You discuss how lesbians in the past have been left unnamed in literature and law. Why do you think this is?
Often those discussing desire between women (either in reality or in fiction) have not been deeply troubled by such desire as such; what bothered them was the notion that it might set such women apart, give them an identity, make them unavailable to men. So if they were left unnamed, they weren’t so troubling.
You covered a huge amount of material in Inseparable, but it a slim book and organized pretty strictly. Did you find it difficult to keep it so short? Is there anything you would like to have gone into more depth with?

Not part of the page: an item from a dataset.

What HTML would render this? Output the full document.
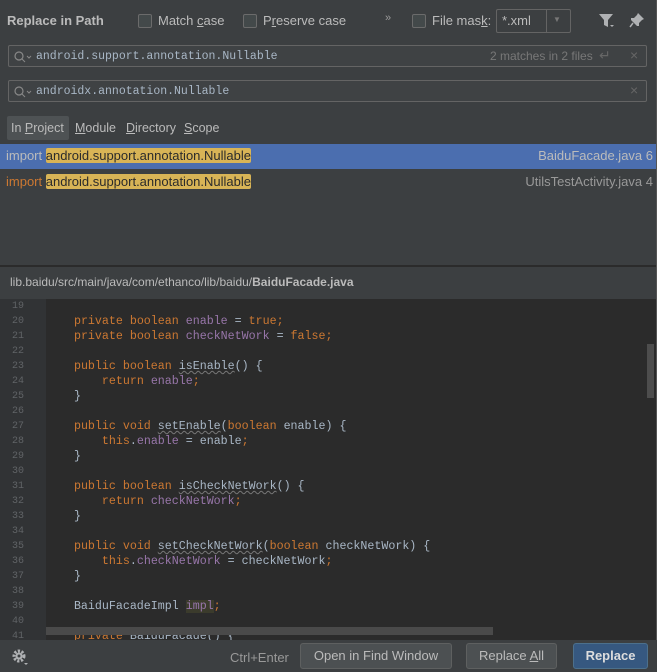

Oh yes, I wrestled with the material for a long time; my cross-dressing chapters, in particular, could have been a book on their own. (I had a science-fiction/fantasy chapter which I was actually quite relieved to cut, because it turned out that so much lesbian sci-fi sets my teeth on edge.) I wasn’t sure whether the book would suit academic or trade publication. When INSEPARABLE finally found a publisher at Knopf, my editor Vicky Wilson was wonderfully ruthless: she made me reshape it to the general reader, cutting multiple examples, debate with other literary critics, and anything that sounded too academic. On the plus side, she encouraged me to add lots more pictures! I think she was quite right, given that lesbian literary history/criticism has got so much more specialised and theoretical in the last ten years; the way I write is much more suited to a non-academic readership. (But I was determined to give the book full notes at the back so it could be useful to scholars too.)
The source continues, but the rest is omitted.